Decreasing ValuesPhoto: bigthink.com

As sea levels rise and extreme weather phenomena become more common, real estate in flood-prone areas is likely to decrease in value. In some areas this decrease is already evident, as discussed in this article from Forbes. Increased risk of flooding leads buyers to be wary of purchasing homes near the coast, leading to a clear demand issue. Flooding can increase insurance premiums, cause costly damages, and may require extensive renovations to avoid flooding in the future.


These issues may dissuade buyers from purchasing, even if the cost is competitive. As sea levels continue to rise, flood areas will grow and include more and more properties, which will increase the demand for real estate inland. This will, in turn, increase the cost of such properties, and may shift business models from brick and mortar business models towards B2B ecommerce models.

Extreme Weather

Extreme weather is another risk for real estate on the east coast. Hurricanes already batter this area each year, but climate change has increased the frequency and intensity of these super storms. Hurricanes can cause extensive damage to siding, roofing, windows and doors, and other components of a building that are expensive to replace. Northeastern states may not experience hurricanes as frequently, but winter storms have their own set of risks for property owners, including roof damage from heavy snow loads, access issues, electrical outages, and more. Buyers looking to avoid these types of property damage are likely to turn their eye to states with milder climates and fewer coasts.

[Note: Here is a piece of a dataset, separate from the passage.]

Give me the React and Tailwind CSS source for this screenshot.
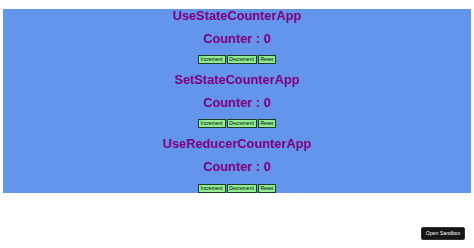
import React, { useState, useReducer } from "react";

const Buttons = ({ onInc, onDec, onReset }) => (
  <div className="flex justify-center gap-[1px] h-[9px]">
    <button
      onClick={onInc}
      className="bg-[#90ee90] border border-[#1f3d1f] px-[1.8px] text-[5px] leading-[7px] text-black"
    >
      Increment
    </button>
    <button
      onClick={onDec}
      className="bg-[#90ee90] border border-[#1f3d1f] px-[1.8px] text-[5px] leading-[7px] text-black"
    >
      Decrement
    </button>
    <button
      onClick={onReset}
      className="bg-[#90ee90] border border-[#1f3d1f] px-[1.8px] text-[5px] leading-[7px] text-black"
    >
      Reset
    </button>
  </div>
);

const Section = ({ title, count, onInc, onDec, onReset, last }) => (
  <div className={last ? "" : "mb-[8.6px]"}>
    <h1 className="text-[12.8px] leading-[14.7px] font-bold text-[#800080]">
      {title}
    </h1>
    <h1 className="mt-[8.6px] text-[12.8px] leading-[14.7px] font-bold text-[#800080]">
      Counter : {count}
    </h1>
    <div className="mt-[8.6px]">
      <Buttons onInc={onInc} onDec={onDec} onReset={onReset} />
    </div>
  </div>
);

const reducer = (state, action) => {
  switch (action) {
    case "inc":
      return state + 1;
    case "dec":
      return state - 1;
    default:
      return 0;
  }
};

export default function App() {
  const [a, setA] = useState(0);
  const [b, setB] = useState(0);
  const [c, dispatch] = useReducer(reducer, 0);

  return (
    <div
      className="min-h-[248px] bg-white pt-[8.6px] px-[3.2px]"
      style={{ fontFamily: '"Liberation Sans", Arial, sans-serif' }}
    >
      <div className="bg-[#6495ed] text-center">
        <Section
          title="UseStateCounterApp"
          count={a}
          onInc={() => setA(a + 1)}
          onDec={() => setA(a - 1)}
          onReset={() => setA(0)}
        />
        <Section
          title="SetStateCounterApp"
          count={b}
          onInc={() => setB((v) => v + 1)}
          onDec={() => setB((v) => v - 1)}
          onReset={() => setB(0)}
        />
        <Section
          title="UseReducerCounterApp"
          count={c}
          onInc={() => dispatch("inc")}
          onDec={() => dispatch("dec")}
          onReset={() => dispatch("reset")}
          last
        />
      </div>

      {/* sandbox badge */}
      <button className="fixed right-[9px] bottom-[8px] w-[44px] h-[13px] rounded-[2px] bg-[#151515] border border-[#333] text-white text-[5.2px] leading-[11px]">
        Open Sandbox
      </button>
    </div>
  );
}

Flood insurance is a lesser-known factor in the climate change debate. Insurance companies must base their premiums on actual risk, and as floodplains grow in the East premiums rise. This type of insurance is not usually included in homeowners or business policies, making it an expensive add-on that may increase in cost as sea levels rise and the risk of flooding increases each year. An unprepared buyer may forgo flood insurance altogether, requiring expensive repairs to be paid out of pocket.


Another factor to consider would be mold. Coastal areas are generally humid and provide an excellent environment for mold to grow, and flooded homes are particularly prone. Real estate purchased in areas that may have been arid prior to sea level rises may have hidden costs living in the walls. Mold remediation is necessary to avoid illness, breathing issues, and other health problems but is expensive and time-consuming. Buyers may factor this in when looking at properties that are in an area with high humidity, especially if the area was historically drier. These properties may not have been built with mold in mind and may be built with materials that are not resistant to mold growth.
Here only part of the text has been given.